Comparison to Relevant Case Law
The District Court compared the Bardell ruling to the Smith v. Mooney decision to highlight the inconsistency in how these cases interpreted the termination of equitable interests post-foreclosure. While Smith suggested that the debtor maintained an interest until a deed was recorded, Bardell firmly stated that the equitable interest is extinguished upon the acceptance of the bid, irrespective of the deed's status. The court acknowledged that Bardell was affirmed by the Fourth Circuit, thus lending it persuasive authority in the matter. Furthermore, the District Court pointed out that the West Virginia Supreme Court's ruling in Harper v. Smith supported the Bardell interpretation, showing a consistent judicial understanding that reinforces the notion of equitable interest termination at the point of sale. This historical and procedural analysis helped the court to firmly establish that the Bankruptcy Court's ruling was not aligned with the prevailing legal standards.

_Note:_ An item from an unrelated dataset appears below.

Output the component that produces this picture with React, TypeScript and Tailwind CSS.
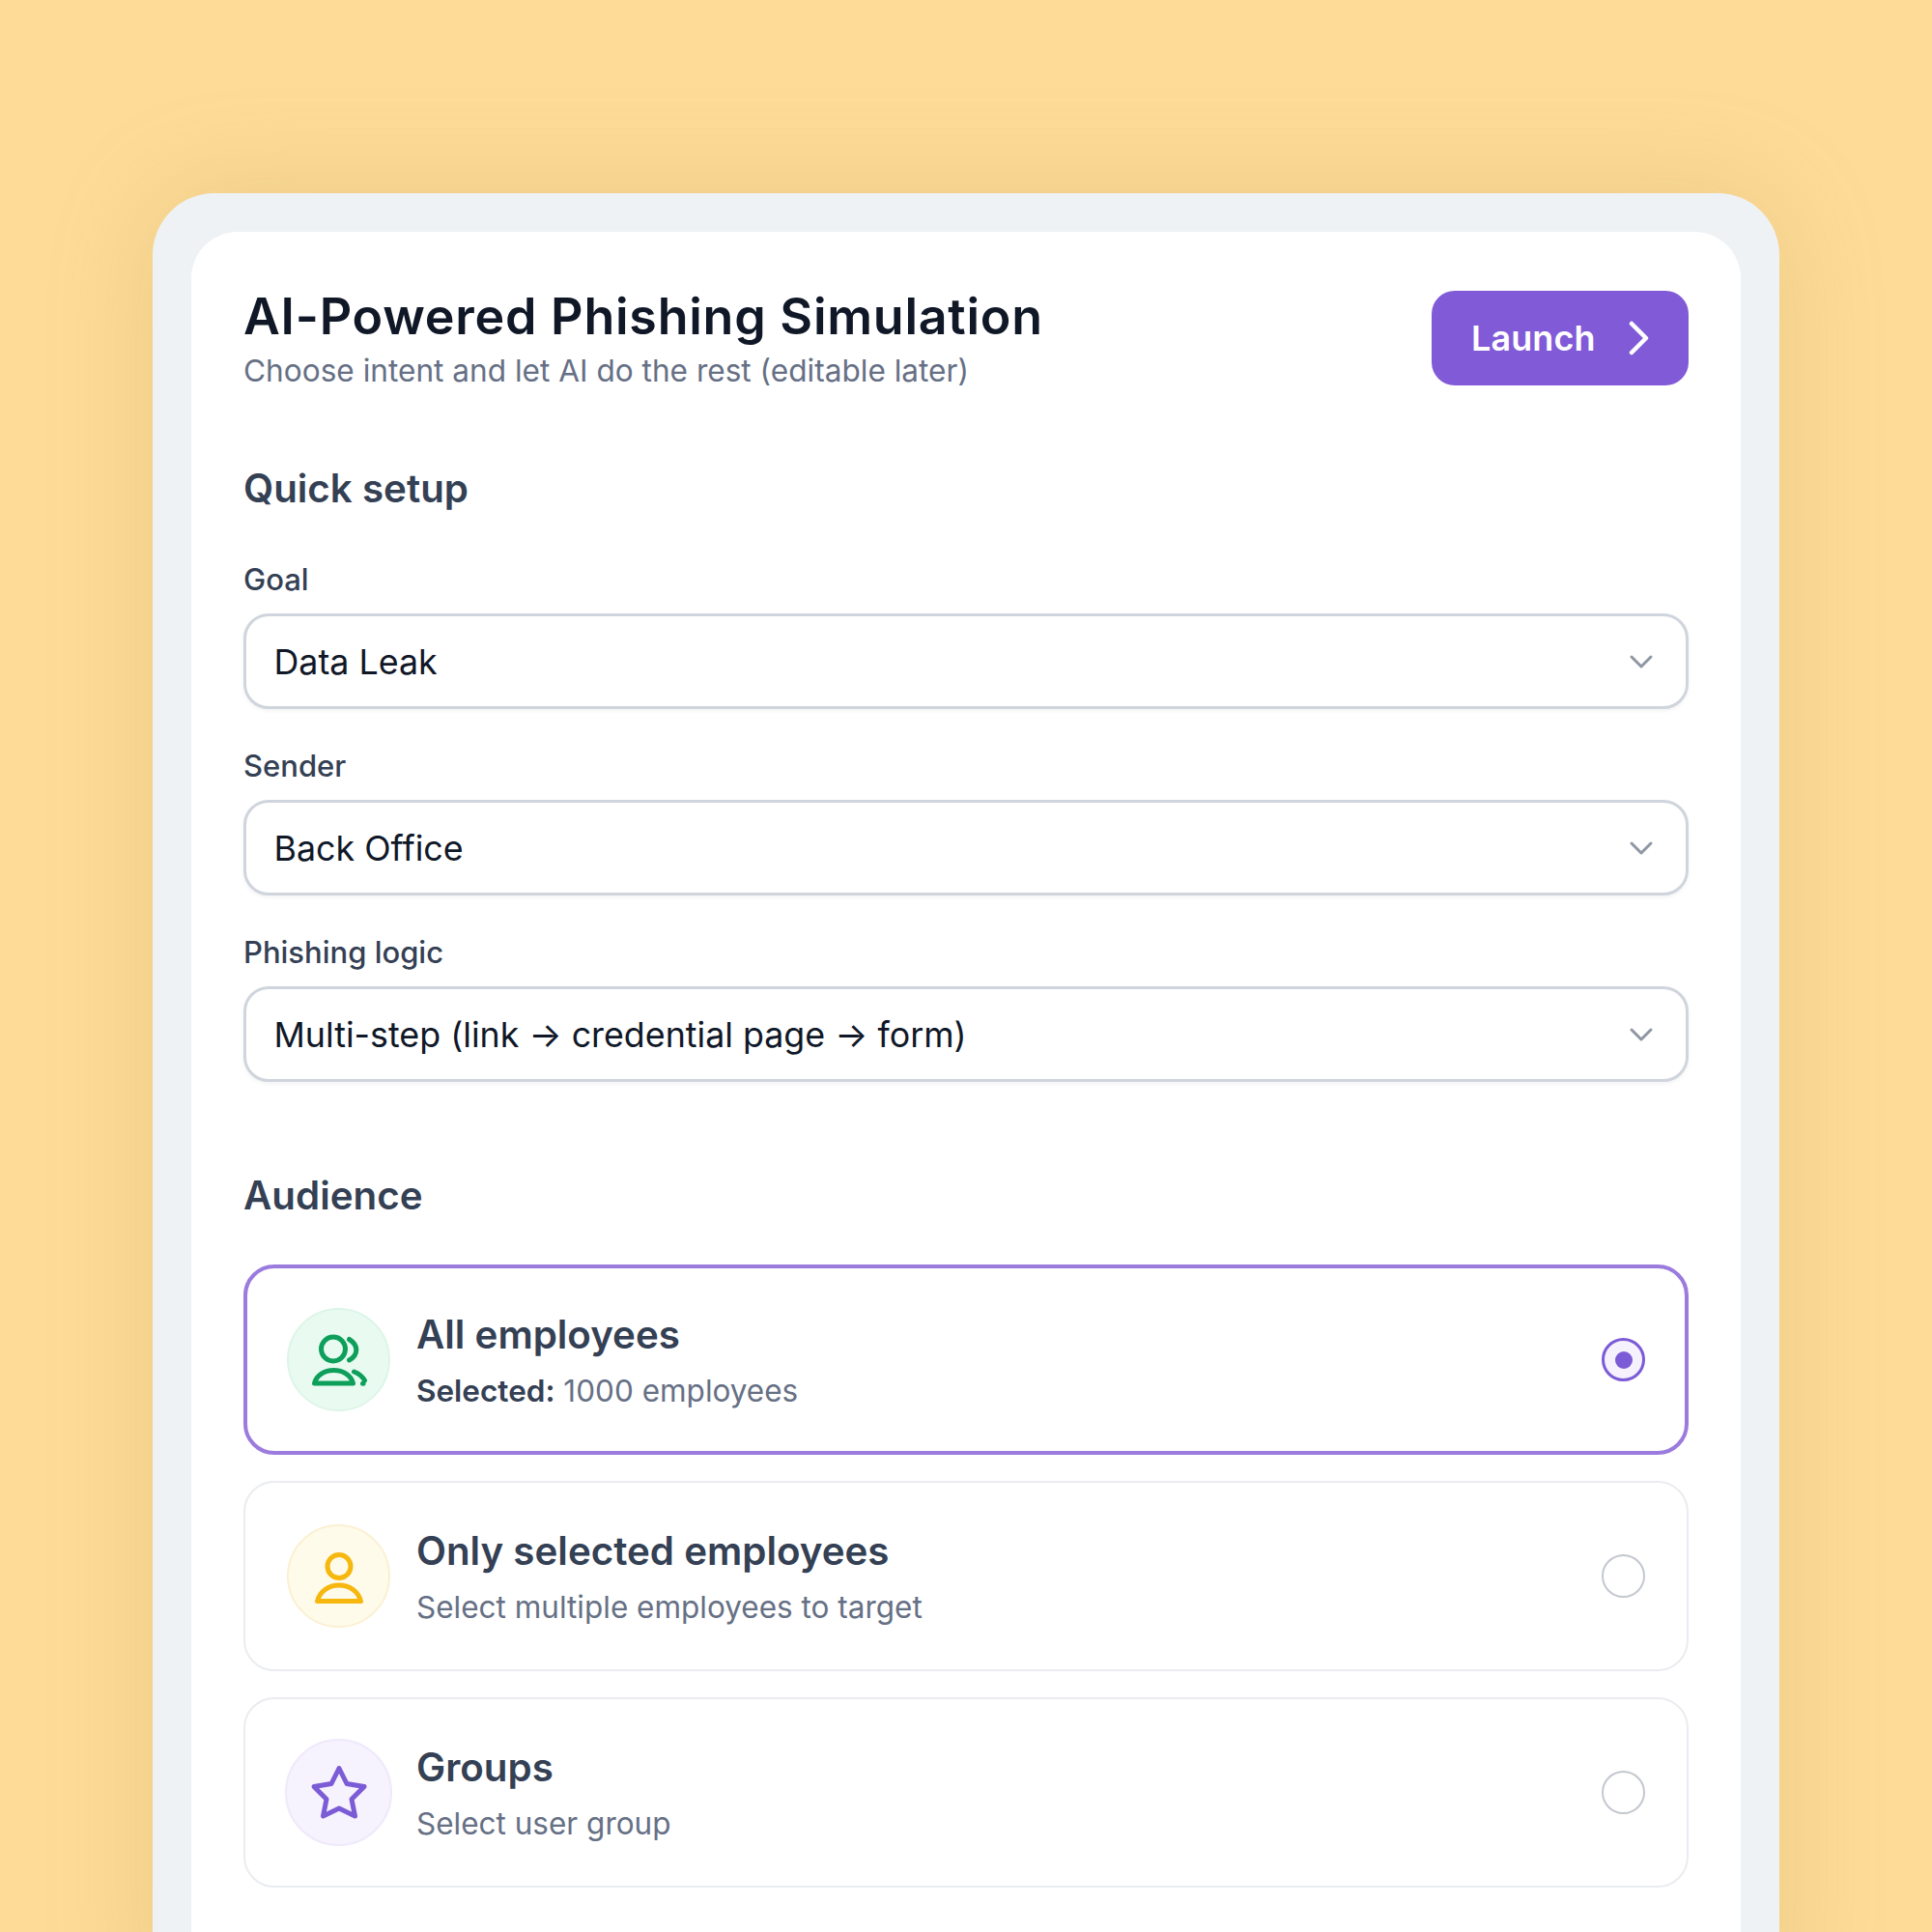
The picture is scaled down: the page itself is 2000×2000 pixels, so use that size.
import React from "react";

const inter = "[font-family:Inter,'Liberation_Sans',sans-serif]";

function Chevron() {
  return (
    <svg width="26" height="16" viewBox="0 0 26 16" fill="none" className="shrink-0">
      <path d="M3 3L13 13L23 3" stroke="#8E97A3" strokeWidth="3" strokeLinecap="round" strokeLinejoin="round" />
    </svg>
  );
}

function Field({ label, value }: { label: string; value: string }) {
  return (
    <div>
      <div className="h-[36px] leading-[36px] text-[31px] font-medium text-[#344054] mb-[17px]">{label}</div>
      <div className="h-[99px] rounded-[26px] border-[3px] border-[#D0D5DD] bg-white flex items-center justify-between pl-[28.5px] pr-[33px] shadow-[0_2px_4px_rgba(16,24,40,0.05)]">
        <span className="pt-[2px] text-[35.8px] text-[#101828]">{value}</span>
        <Chevron />
      </div>
    </div>
  );
}

function UsersIcon() {
  return (
    <svg width="64" height="64" viewBox="0 0 64 64" fill="none" stroke="#0E9F5B" strokeWidth="5" strokeLinecap="round" strokeLinejoin="round">
      <circle cx="26" cy="20.5" r="12.5" />
      <path d="M42.5 10.5Q49.8 15 49.8 21.5Q49.8 28 42.5 32" />
      <path d="M6.5 56C8.5 47.5 17 42.5 26.5 42.5C36 42.5 44.5 47.5 46.5 56Z" />
      <path d="M47.5 44Q55 47 58.5 53" />
      <path d="M56.5 56.3L57 56.3" />
    </svg>
  );
}

function UserIcon() {
  return (
    <svg width="64" height="64" viewBox="0 0 64 64" fill="none" stroke="#F6B70E" strokeWidth="5" strokeLinecap="round" strokeLinejoin="round">
      <circle cx="32" cy="21.5" r="12" />
      <path d="M9.5 57.5C12 47.5 21 41 32 41C43 41 52 47.5 54.5 57.5Z" />
    </svg>
  );
}

function StarIcon() {
  return (
    <svg width="64" height="64" viewBox="0 0 64 64" fill="none" stroke="#7C5BD6" strokeWidth="5" strokeLinecap="round" strokeLinejoin="round">
      <path d="M32 6.5L40 22.5L58 25.5L45 38.5L48.5 56L32 48L15.5 56L19 38.5L6 25.5L24 22.5Z" />
    </svg>
  );
}

function Card({
  icon,
  circle,
  title,
  sub,
  selected,
}: {
  icon: React.ReactNode;
  circle: string;
  title: string;
  sub: React.ReactNode;
  selected?: boolean;
}) {
  return (
    <div
      className={
        selected
          ? "h-[197px] rounded-[32px] border-[4px] border-[#9B7BDD] bg-white flex items-center pl-[39px] pr-[41px]"
          : "h-[197px] rounded-[32px] border-[2px] border-[#EAECF0] bg-white flex items-center pl-[41px] pr-[43px]"
      }
    >
      <div className="w-[111px] flex justify-center shrink-0">
        <div className={circle}>{icon}</div>
      </div>
      <div className="ml-[25px] pt-[2px] flex-1 min-w-0">
        <div className="h-[48px] leading-[48px] text-[40.3px] font-semibold text-[#344054]">{title}</div>
        <div className="mt-[14px] h-[40px] leading-[40px] text-[31.5px] text-[#667085]">{sub}</div>
      </div>
      {selected ? (
        <div className="w-[45px] h-[45px] rounded-full border-[3px] border-[#7C5BD6] bg-[#F5F1FD] flex items-center justify-center shrink-0">
          <div className="w-[18px] h-[18px] rounded-full bg-[#7C5BD6]" />
        </div>
      ) : (
        <div className="w-[45px] h-[45px] rounded-full border-[2px] border-[#C4C8CF] bg-white shrink-0" />
      )}
    </div>
  );
}

export default function App() {
  return (
    <div className={`w-[2000px] h-[2000px] overflow-hidden bg-[#FEDC98] pt-[200px] px-[158px] ${inter}`}>
      <div className="h-[1900px] rounded-[64px] bg-[#EEF2F5] pt-[40px] px-[40px] shadow-[0_0_110px_rgba(165,140,70,0.22)]">
        <div className="h-full rounded-[48px] bg-white px-[54px] pt-[60px]">
          <div className="flex items-start justify-between">
            <div>
              <div className="h-[56px] leading-[56px] text-[52px] font-semibold text-[#101828] tracking-[0.75px]">AI-Powered Phishing Simulation</div>
              <div className="mt-[8px] h-[40px] leading-[40px] text-[31.6px] text-[#667085]">Choose intent and let AI do the rest (editable later)</div>
            </div>
            <button className="mt-[1px] w-[266px] h-[98px] rounded-[24px] bg-[#815BD7] text-white flex items-center pl-[41px]">
              <span className="text-[36px] font-semibold leading-none tracking-[0.1px]">Launch</span>
              <svg width="24" height="36" viewBox="0 0 24 36" fill="none" className="ml-[33px]">
                <path d="M4 3L19 18L4 33" stroke="white" strokeWidth="4.5" strokeLinecap="round" strokeLinejoin="round" />
              </svg>
            </button>
          </div>

          <div className="mt-[78px] h-[48px] leading-[48px] text-[40.3px] font-semibold text-[#344054]">Quick setup</div>

          <div className="mt-[52px] flex flex-col gap-[41px]">
            <Field label="Goal" value="Data Leak" />
            <Field label="Sender" value="Back Office" />
            <Field label="Phishing logic" value="Multi-step (link → credential page → form)" />
          </div>

          <div className="mt-[94px] h-[48px] leading-[48px] text-[40.3px] font-semibold text-[#344054]">Audience</div>

          <div className="mt-[47px] flex flex-col gap-[27px]">
            <Card
              selected
              icon={<UsersIcon />}
              circle="w-[107px] h-[107px] rounded-full bg-[#E9FBF1] border-[2px] border-[#DDF5E7] flex items-center justify-center"
              title="All employees"
              sub={
                <>
                  <span className="font-semibold text-[#344054]">Selected:</span> 1000 employees
                </>
              }
            />
            <Card
              icon={<UserIcon />}
              circle="w-[107px] h-[107px] rounded-full bg-[#FFFBEB] border-[2px] border-[#FBF0D2] flex items-center justify-center"
              title="Only selected employees"
              sub="Select multiple employees to target"
            />
            <Card
              icon={<StarIcon />}
              circle="w-[111px] h-[111px] rounded-full bg-[#F6F2FE] border-[2px] border-[#EFE9FB] flex items-center justify-center"
              title="Groups"
              sub="Select user group"
            />
          </div>
        </div>
      </div>
    </div>
  );
}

Conclusion and Court's Ruling
In conclusion, the U.S. District Court reversed the Bankruptcy Court's decision, determining that the Bells did not retain any equitable interest in the property after the foreclosure sale. The court's reasoning was grounded in a clear interpretation of West Virginia law, particularly the principles established in Bardell and supported by subsequent case law. It found that the automatic stay did not restore the Bells' interest in the property since their rights had already been severed before their bankruptcy filing. As a result, the court remanded the case to the Bankruptcy Court for further proceedings consistent with its findings, affirming that the property should not be part of the bankruptcy estate. This decision clarified the legal landscape regarding the interplay between foreclosure sales and bankruptcy, emphasizing the importance of timing and proper legal interpretation in property rights.